*Goal*: Search the listing below for the string "styled" and copy every line where it occurs.

-----

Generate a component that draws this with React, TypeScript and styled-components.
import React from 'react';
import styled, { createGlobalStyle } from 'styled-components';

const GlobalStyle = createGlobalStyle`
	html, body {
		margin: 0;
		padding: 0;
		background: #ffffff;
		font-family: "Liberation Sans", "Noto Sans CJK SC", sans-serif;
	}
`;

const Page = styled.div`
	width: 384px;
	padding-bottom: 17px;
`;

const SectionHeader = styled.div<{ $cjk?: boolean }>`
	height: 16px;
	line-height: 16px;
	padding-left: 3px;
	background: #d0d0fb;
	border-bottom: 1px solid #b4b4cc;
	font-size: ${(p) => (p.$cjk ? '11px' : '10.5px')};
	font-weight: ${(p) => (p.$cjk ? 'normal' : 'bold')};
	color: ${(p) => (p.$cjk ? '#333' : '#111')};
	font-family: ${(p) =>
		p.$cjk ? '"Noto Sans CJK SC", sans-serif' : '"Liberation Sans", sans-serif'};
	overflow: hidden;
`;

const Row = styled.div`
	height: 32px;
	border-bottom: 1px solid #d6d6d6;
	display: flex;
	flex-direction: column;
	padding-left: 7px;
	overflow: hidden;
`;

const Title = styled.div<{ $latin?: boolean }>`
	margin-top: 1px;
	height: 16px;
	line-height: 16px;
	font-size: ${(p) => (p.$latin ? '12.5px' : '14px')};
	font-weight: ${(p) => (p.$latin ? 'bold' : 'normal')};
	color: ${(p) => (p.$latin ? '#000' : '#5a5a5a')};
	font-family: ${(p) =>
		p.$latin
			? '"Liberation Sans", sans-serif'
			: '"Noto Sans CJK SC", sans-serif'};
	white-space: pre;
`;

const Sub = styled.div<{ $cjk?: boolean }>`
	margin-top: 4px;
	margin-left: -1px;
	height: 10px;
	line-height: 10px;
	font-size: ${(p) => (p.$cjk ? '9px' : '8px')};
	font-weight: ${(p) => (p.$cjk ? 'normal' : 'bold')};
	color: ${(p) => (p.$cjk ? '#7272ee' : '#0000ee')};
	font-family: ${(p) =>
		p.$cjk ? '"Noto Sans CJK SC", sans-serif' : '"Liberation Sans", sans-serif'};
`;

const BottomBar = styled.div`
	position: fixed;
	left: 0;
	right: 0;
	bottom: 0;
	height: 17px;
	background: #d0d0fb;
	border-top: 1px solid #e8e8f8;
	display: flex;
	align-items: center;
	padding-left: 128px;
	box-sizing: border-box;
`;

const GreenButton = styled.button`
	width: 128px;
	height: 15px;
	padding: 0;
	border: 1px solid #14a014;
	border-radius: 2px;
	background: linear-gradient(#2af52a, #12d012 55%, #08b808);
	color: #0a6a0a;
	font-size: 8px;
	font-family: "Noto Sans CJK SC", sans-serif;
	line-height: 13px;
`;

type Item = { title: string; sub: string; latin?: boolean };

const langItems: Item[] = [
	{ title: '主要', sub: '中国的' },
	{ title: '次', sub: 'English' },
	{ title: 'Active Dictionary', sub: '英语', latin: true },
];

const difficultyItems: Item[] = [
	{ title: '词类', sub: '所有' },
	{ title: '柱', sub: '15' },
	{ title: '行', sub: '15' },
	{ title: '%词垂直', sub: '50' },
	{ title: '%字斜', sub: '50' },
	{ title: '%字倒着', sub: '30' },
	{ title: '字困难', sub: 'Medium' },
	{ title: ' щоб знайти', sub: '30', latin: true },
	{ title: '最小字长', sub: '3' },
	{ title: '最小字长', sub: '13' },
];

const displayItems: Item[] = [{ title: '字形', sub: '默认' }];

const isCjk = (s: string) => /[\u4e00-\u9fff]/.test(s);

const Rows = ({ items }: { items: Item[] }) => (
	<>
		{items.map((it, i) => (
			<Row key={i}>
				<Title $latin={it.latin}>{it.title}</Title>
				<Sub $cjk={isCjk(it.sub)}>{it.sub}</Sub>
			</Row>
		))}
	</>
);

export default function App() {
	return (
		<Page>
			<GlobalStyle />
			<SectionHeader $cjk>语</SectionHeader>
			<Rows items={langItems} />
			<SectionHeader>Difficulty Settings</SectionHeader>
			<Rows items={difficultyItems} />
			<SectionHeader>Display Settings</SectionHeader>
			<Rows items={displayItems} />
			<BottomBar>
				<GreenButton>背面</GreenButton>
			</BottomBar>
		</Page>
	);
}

-----

*Output*:
Generate a component that draws this with React, TypeScript and styled-components.
import styled, { createGlobalStyle } from 'styled-components';
const Page = styled.div`
const SectionHeader = styled.div<{ $cjk?: boolean }>`
const Row = styled.div`
const Title = styled.div<{ $latin?: boolean }>`
const Sub = styled.div<{ $cjk?: boolean }>`
const BottomBar = styled.div`
const GreenButton = styled.button`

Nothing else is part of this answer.